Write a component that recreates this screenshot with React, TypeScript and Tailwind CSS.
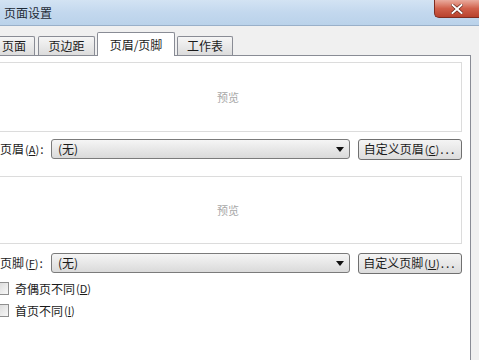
export default function App() {
  return (
    <div className="w-[479px] h-[360px] overflow-hidden bg-[#f0f0f0] text-[12px] leading-none text-[#1b1b1b] font-['Noto_Sans_CJK_SC','Noto_Sans',sans-serif] flex flex-col">
      {/* Title bar */}
      <div className="h-[26px] shrink-0 flex justify-between bg-linear-to-b from-[#d3e3f3] via-[#c3d8ee] to-[#bad2ea] border-b border-[#99b0c9]">
        <span className="pl-[4px] pt-[7px] text-[#1e2a36]">页面设置</span>
        <div className="w-[45px] h-[18px] rounded-bl-[5px] border-l border-b border-[#7e2c20] bg-linear-to-b from-[#e9ab9e] via-[#d0604b] to-[#b8412c] flex items-center justify-center">
          <svg width="12" height="10" viewBox="0 0 12 10">
            <path d="M1.5 1 L10.5 9 M10.5 1 L1.5 9" stroke="#5a1a10" strokeWidth="3.2" strokeLinecap="square" />
            <path d="M1.5 1 L10.5 9 M10.5 1 L1.5 9" stroke="#ffffff" strokeWidth="2" strokeLinecap="square" />
          </svg>
        </div>
      </div>

      {/* Tabs */}
      <div className="mt-[6px] h-[23px] shrink-0 flex items-end -ml-[7px]">
        <Tab label="页面" width="w-[42px]" />
        <div className="w-[3px]" />
        <Tab label="页边距" width="w-[57px]" />
        <div className="w-[2px]" />
        <div className="w-[78px] h-[24px] -mb-px relative z-10 bg-white border border-b-0 border-[#898c95] rounded-t-[2px] flex items-center justify-center">
          页眉/页脚
        </div>
        <div className="w-[2px]" />
        <Tab label="工作表" width="w-[56px]" />
      </div>

      {/* Panel */}
      <div className="w-[471px] flex-1 bg-white border-t border-r border-[#898c95] pt-[6px] pr-[8px] flex flex-col">
        <Preview height="h-[70px]" />
        <FieldRow className="mt-[7px]" label="页眉" hotkey="A" button="自定义页眉" buttonKey="C" />
        <div className="mt-[17px]">
          <Preview height="h-[68px]" />
        </div>
        <FieldRow className="mt-[9px]" label="页脚" hotkey="F" button="自定义页脚" buttonKey="U" />
        <CheckRow className="mt-[9px]" label="奇偶页不同" hotkey="D" />
        <CheckRow className="mt-[9px]" label="首页不同" hotkey="I" />
      </div>
    </div>
  );
}

/* ── Helpers ──────────────────────────────────────────────────── */

function Tab({ label, width }: { label: string; width: string }) {
  return (
    <div
      className={`${width} h-[19px] bg-linear-to-b from-[#f6f6f6] to-[#dcdcdc] border border-b-0 border-[#898c95] rounded-t-[2px] flex items-center justify-center`}
    >
      {label}
    </div>
  );
}

function Preview({ height }: { height: string }) {
  return (
    <div
      className={`${height} -ml-[6px] border border-[#dcdcdc] flex items-center justify-center text-[11px] text-[#a8a8a8]`}
    >
      预览
    </div>
  );
}

function Key({ k }: { k: string }) {
  return (
    <span className="text-[11px] ml-[1px]">
      (<span className="underline">{k}</span>)
    </span>
  );
}

function FieldRow({
  className,
  label,
  hotkey,
  button,
  buttonKey,
}: {
  className: string;
  label: string;
  hotkey: string;
  button: string;
  buttonKey: string;
}) {
  return (
    <div className={`${className} h-[20px] flex items-center`}>
      <div className="w-[51px] shrink-0 flex items-center">
        {label}
        <Key k={hotkey} />
        <span className="ml-[1px]">:</span>
      </div>
      <div className="flex-1 h-[20px] border border-[#7b7b7b] rounded-[3px] bg-linear-to-b from-[#f5f5f5] to-[#dadada] flex items-center justify-between pl-[6px] pr-[5px]">
        <span>(无)</span>
        <svg width="8" height="5" viewBox="0 0 8 5">
          <path d="M0 0 H8 L4 5 Z" fill="#111" />
        </svg>
      </div>
      <div className="ml-[8px] w-[104px] h-[21px] border border-[#707070] rounded-[3px] bg-linear-to-b from-[#f4f4f4] to-[#dcdcdc] flex items-center justify-center">
        {button}
        <Key k={buttonKey} />
        <span className="tracking-[2px] ml-[1px]">...</span>
      </div>
    </div>
  );
}

function CheckRow({
  className,
  label,
  hotkey,
}: {
  className: string;
  label: string;
  hotkey: string;
}) {
  return (
    <div className={`${className} h-[13px] flex items-center`}>
      <div className="-ml-[4px] w-[13px] h-[13px] shrink-0 border border-[#8f8f8f] bg-linear-to-br from-[#d8d8d8] to-[#f8f8f8]" />
      <span className="ml-[6px]">{label}</span>
      <Key k={hotkey} />
    </div>
  );
}
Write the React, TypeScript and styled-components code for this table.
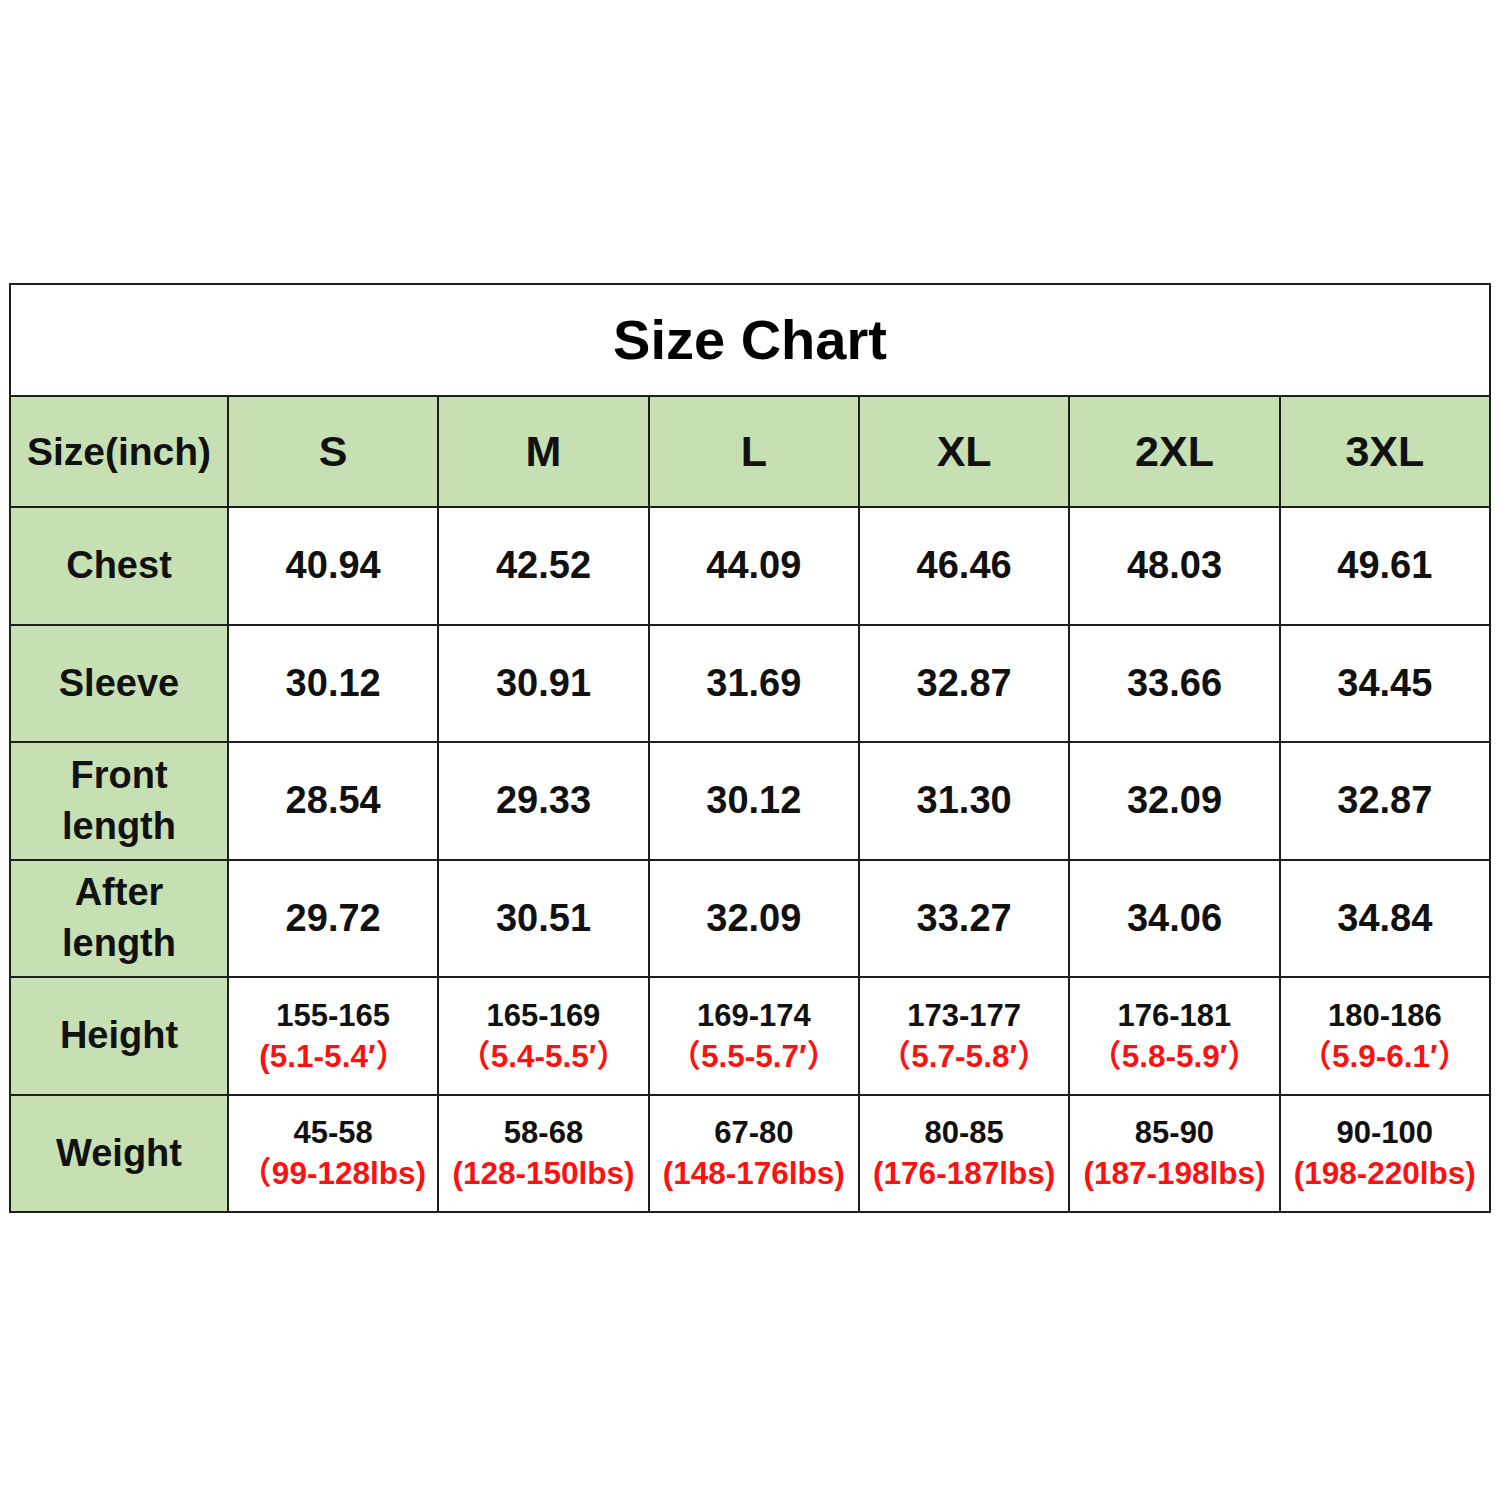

> _Brief_: Begin at the first line of the material and copy each line exactly through the one containing "Helpers ──────────────────────────────────────────────────── */". Omit pictures.

> _Response_:
Write a component that recreates this screenshot with React, TypeScript and Tailwind CSS.
export default function App() {
  return (
    <div className="w-[479px] h-[360px] overflow-hidden bg-[#f0f0f0] text-[12px] leading-none text-[#1b1b1b] font-['Noto_Sans_CJK_SC','Noto_Sans',sans-serif] flex flex-col">
      {/* Title bar */}
      <div className="h-[26px] shrink-0 flex justify-between bg-linear-to-b from-[#d3e3f3] via-[#c3d8ee] to-[#bad2ea] border-b border-[#99b0c9]">
        <span className="pl-[4px] pt-[7px] text-[#1e2a36]">页面设置</span>
        <div className="w-[45px] h-[18px] rounded-bl-[5px] border-l border-b border-[#7e2c20] bg-linear-to-b from-[#e9ab9e] via-[#d0604b] to-[#b8412c] flex items-center justify-center">
          <svg width="12" height="10" viewBox="0 0 12 10">
            <path d="M1.5 1 L10.5 9 M10.5 1 L1.5 9" stroke="#5a1a10" strokeWidth="3.2" strokeLinecap="square" />
            <path d="M1.5 1 L10.5 9 M10.5 1 L1.5 9" stroke="#ffffff" strokeWidth="2" strokeLinecap="square" />
          </svg>
        </div>
      </div>

      {/* Tabs */}
      <div className="mt-[6px] h-[23px] shrink-0 flex items-end -ml-[7px]">
        <Tab label="页面" width="w-[42px]" />
        <div className="w-[3px]" />
        <Tab label="页边距" width="w-[57px]" />
        <div className="w-[2px]" />
        <div className="w-[78px] h-[24px] -mb-px relative z-10 bg-white border border-b-0 border-[#898c95] rounded-t-[2px] flex items-center justify-center">
          页眉/页脚
        </div>
        <div className="w-[2px]" />
        <Tab label="工作表" width="w-[56px]" />
      </div>

      {/* Panel */}
      <div className="w-[471px] flex-1 bg-white border-t border-r border-[#898c95] pt-[6px] pr-[8px] flex flex-col">
        <Preview height="h-[70px]" />
        <FieldRow className="mt-[7px]" label="页眉" hotkey="A" button="自定义页眉" buttonKey="C" />
        <div className="mt-[17px]">
          <Preview height="h-[68px]" />
        </div>
        <FieldRow className="mt-[9px]" label="页脚" hotkey="F" button="自定义页脚" buttonKey="U" />
        <CheckRow className="mt-[9px]" label="奇偶页不同" hotkey="D" />
        <CheckRow className="mt-[9px]" label="首页不同" hotkey="I" />
      </div>
    </div>
  );
}

/* ── Helpers ──────────────────────────────────────────────────── */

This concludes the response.